Task instructions:
Report every line below that holds the word "index".
BEGIN Material
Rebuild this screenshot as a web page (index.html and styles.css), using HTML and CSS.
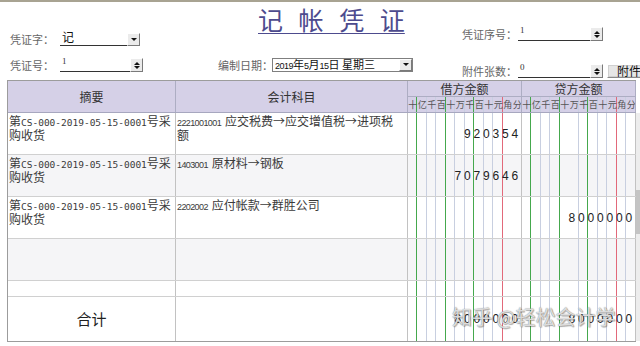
FILE: index.html
```html
<!DOCTYPE html>
<html lang="zh-CN">
<head>
<meta charset="UTF-8" />
<meta name="viewport" content="width=device-width, initial-scale=1" />
<title>记帐凭证</title>
<link rel="stylesheet" href="styles.css">
</head>
<body>
  <div class="topline"></div>

  <header class="voucher-head">
    <div class="head-left">
      <div class="field">
        <span class="label">凭证字：</span>
        <span class="ctl w-word"><span class="val">记</span><span class="btn drop"></span></span>
      </div>
      <div class="field">
        <span class="label">凭证号：</span>
        <span class="ctl w-num"><span class="val small">1</span><span class="btn spin"></span></span>
      </div>
    </div>

    <div class="head-mid">
      <h1 class="title">记 帐 凭 证</h1>
      <div class="field date-field">
        <span class="label">编制日期：</span>
        <span class="datebox"><span><span class="code">2019</span>年<span class="code">5</span>月<span class="code">15</span>日 星期三</span><span class="btn drop"></span></span>
      </div>
    </div>

    <div class="head-right">
      <div class="field">
        <span class="label">凭证序号：</span>
        <span class="ctl w-num2"><span class="val small">1</span><span class="btn spin"></span></span>
      </div>
      <div class="field">
        <span class="label">附件张数：</span>
        <span class="ctl w-num2"><span class="val small">0</span><span class="btn spin"></span></span>
        <button class="attach" type="button">附件</button>
      </div>
    </div>
  </header>

  <main class="sheet">
    <div class="grid">
      <div class="thead">
        <div class="th span2">摘要</div>
        <div class="th span2">会计科目</div>
        <div class="th side">借方金额</div>
        <div class="th side">贷方金额</div>
        <div class="th places amt">十亿千百十万千百十元角分</div>
        <div class="th places amt">十亿千百十万千百十元角分</div>
      </div>

      <div class="tr">
        <div class="td">第<span class="serial">CS-000-2019-05-15-0001</span>号采购收货</div>
        <div class="td"><span class="code">2221001001</span>应交税费→应交增值税→进项税额</div>
        <div class="td amt">920354</div>
        <div class="td amt"></div>
      </div>
      <div class="tr even">
        <div class="td">第<span class="serial">CS-000-2019-05-15-0001</span>号采购收货</div>
        <div class="td"><span class="code">1403001</span>原材料→钢板</div>
        <div class="td amt">7079646</div>
        <div class="td amt"></div>
      </div>
      <div class="tr">
        <div class="td">第<span class="serial">CS-000-2019-05-15-0001</span>号采购收货</div>
        <div class="td"><span class="code">2202002</span>应付帐款→群胜公司</div>
        <div class="td amt"></div>
        <div class="td amt">8000000</div>
      </div>
      <div class="tr even">
        <div class="td"></div>
        <div class="td"></div>
        <div class="td amt"></div>
        <div class="td amt"></div>
      </div>
      <div class="tr short">
        <div class="td"></div>
        <div class="td"></div>
        <div class="td amt"></div>
        <div class="td amt"></div>
      </div>
      <div class="tr total">
        <div class="td sum-label">合计</div>
        <div class="td"></div>
        <div class="td amt">8000000</div>
        <div class="td amt">8000000</div>
      </div>
    </div>
    <div class="scroll"><div class="thumb"></div></div>
  </main>

  <div class="watermark">知乎 @轻松会计学</div>
</body>
</html>
```

FILE: styles.css
```css
/* Temel */
*,
*::before,
*::after {
  box-sizing: border-box;
}

body {
  margin: 0;
  width: 640px;
  height: 346px;
  overflow: hidden;
  position: relative;
  font-family: "Noto Sans CJK SC", sans-serif;
  color: #222;
  background: #fff;
}

.topline {
  height: 2px;
  background: #a8a392;
}

/* Üst bilgi alanı */
.voucher-head {
  display: flex;
  height: 78px;
  padding-left: 10px;
}

.head-left {
  flex: none;
  width: 208px;
  padding-top: 29px;
  display: flex;
  flex-direction: column;
  gap: 11px;
}

.head-mid {
  flex: none;
  width: 244px;
  display: flex;
  flex-direction: column;
}

.head-right {
  flex: 1;
  min-width: 0;
  padding-top: 24px;
  display: flex;
  flex-direction: column;
  gap: 22px;
}

.title {
  margin: 0;
  padding: 3px 0 0 40px;
  font-size: 25px;
  font-weight: normal;
  line-height: 28px;
  color: #4d4b8e;
  word-spacing: 10px;
  text-decoration: underline;
  text-decoration-thickness: 1px;
  text-underline-offset: 3px;
  white-space: nowrap;
}

.field {
  display: flex;
  align-items: center;
  height: 15px;
}

.date-field {
  margin-top: 24px;
}

.label {
  flex: none;
  width: 50px;
  font-size: 11px;
  color: #666;
  white-space: nowrap;
}

.head-mid .label {
  width: 54px;
}

.head-right .label {
  width: 56px;
}

/* Kontroller */
.ctl {
  flex: none;
  display: flex;
  align-items: flex-end;
  height: 15px;
}

.w-word { width: 80px; }
.w-num { width: 83px; }
.w-num2 { width: 85px; }

.ctl .val {
  flex: 1;
  height: 15px;
  border-bottom: 1px solid #333;
  padding-left: 2px;
  font-size: 12px;
  line-height: 12px;
  color: #111;
}

.ctl .val.small {
  font-family: "Liberation Serif", serif;
  font-size: 9px;
  line-height: 8px;
  color: #333;
}

.btn {
  flex: none;
  width: 13px;
  height: 13px;
  background: #ebebeb;
  border: 1px solid;
  border-color: #fff #7a7a7a #7a7a7a #fff;
  display: flex;
  flex-direction: column;
  align-items: center;
  justify-content: center;
  gap: 1px;
}

.btn.spin {
  height: 14px;
}

.btn.drop::after,
.btn.spin::after {
  content: "";
  border-left: 3px solid transparent;
  border-right: 3px solid transparent;
  border-top: 3px solid #111;
}

.btn.spin::before {
  content: "";
  border-left: 3px solid transparent;
  border-right: 3px solid transparent;
  border-bottom: 3px solid #111;
}

.datebox {
  flex: none;
  display: flex;
  align-items: center;
  justify-content: space-between;
  width: 141px;
  height: 14px;
  border: 1px solid #7f7f7f;
  padding-left: 2px;
  font-size: 11px;
  line-height: 12px;
  color: #111;
  white-space: nowrap;
}

.datebox .btn {
  height: 12px;
}

.attach {
  flex: none;
  margin-left: 4px;
  width: 44px;
  height: 14px;
  padding: 0 0 0 9px;
  text-align: left;
  font-family: inherit;
  font-size: 12px;
  line-height: 12px;
  color: #111;
  background: #e6e6e6;
  border: 1px solid;
  border-color: #fff #8a8a8a #8a8a8a #fff;
  box-shadow: inset 0 0 0 1px #d0d0d0;
}

/* Tablo */
.sheet {
  display: flex;
  margin-left: 7px;
}

.grid {
  width: 629px;
  border: 1px solid #9c9c9c;
  border-right: none;
}

.thead,
.tr {
  display: grid;
  grid-template-columns: 168px 232px 114px 114px;
}

.thead {
  grid-template-rows: 16px 15px;
  background: #d5d0e7;
  border-bottom: 1px solid #a7a7bf;
  font-size: 12px;
  color: #333;
}

.th {
  display: flex;
  align-items: center;
  justify-content: center;
  border-right: 1px solid #adadc3;
}

.th.span2 {
  grid-row: span 2;
}

.th.side {
  border-bottom: 1px solid #adadc3;
}

.th.places {
  justify-content: flex-start;
  font-size: 9px;
  letter-spacing: 0.5px;
  color: #555;
  white-space: nowrap;
  overflow: hidden;
}

.tr {
  height: 42px;
  border-bottom: 1px solid #d0d0d0;
}

.tr.even {
  background: #f5f5f7;
}

.tr.short {
  height: 16px;
}

.tr.total {
  height: 44px;
  border-bottom: none;
}

.td {
  border-right: 1px solid #c2c2c2;
  padding: 2px 6px 0 1px;
  font-size: 12px;
  line-height: 12px;
  color: #3a3a3a;
  overflow: hidden;
}

.tr .td:first-child {
  padding-right: 0;
}

.serial {
  font-family: "DejaVu Sans Mono", monospace;
  font-size: 9.5px;
}

.code {
  font-family: "Liberation Sans", sans-serif;
  font-size: 9px;
  letter-spacing: -0.6px;
  margin-right: 4px;
}

.datebox .code {
  letter-spacing: -0.5px;
  margin-right: 0;
}

/* Tutar hücreleri: basamak çizgileri */
.amt {
  padding: 0;
  display: flex;
  align-items: center;
  justify-content: flex-end;
  font-family: "Liberation Sans", sans-serif;
  font-size: 12px;
  letter-spacing: 2.83px;
  color: #222;
  background-image:
    linear-gradient(90deg,
      transparent 8.5px, #45a84d 8.5px 9.5px,
      transparent 9.5px 37px, #45a84d 37px 38px,
      transparent 38px 65.5px, #45a84d 65.5px 66.5px,
      transparent 66.5px 94px, #e2697a 94px 95px,
      transparent 95px),
    repeating-linear-gradient(90deg, transparent 0 8.5px, #c8cfe0 8.5px 9.5px);
}

.th.places.amt {
  padding-left: 0.3px;
  justify-content: flex-start;
  font-family: "Noto Sans CJK SC", sans-serif;
  font-size: 9px;
  letter-spacing: 0.5px;
}

.sum-label {
  display: flex;
  align-items: center;
  justify-content: center;
  padding: 0;
  font-size: 15px;
  color: #222;
}

/* Kaydırma çubuğu */
.scroll {
  width: 4px;
  margin-top: 33px;
  height: 228px;
  background: #ededed;
}

.thumb {
  margin-top: 77px;
  height: 44px;
  background: #c4c4c4;
}

.watermark {
  position: absolute;
  left: 452px;
  top: 305px;
  font-size: 20px;
  line-height: 24px;
  color: rgba(255, 255, 255, 0.75);
  text-shadow: 0 0 1px #666, 1px 1px 1px rgba(0, 0, 0, 0.3);
  white-space: nowrap;
}
```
END Material
Response:
Rebuild this screenshot as a web page (index.html and styles.css), using HTML and CSS.
FILE: index.html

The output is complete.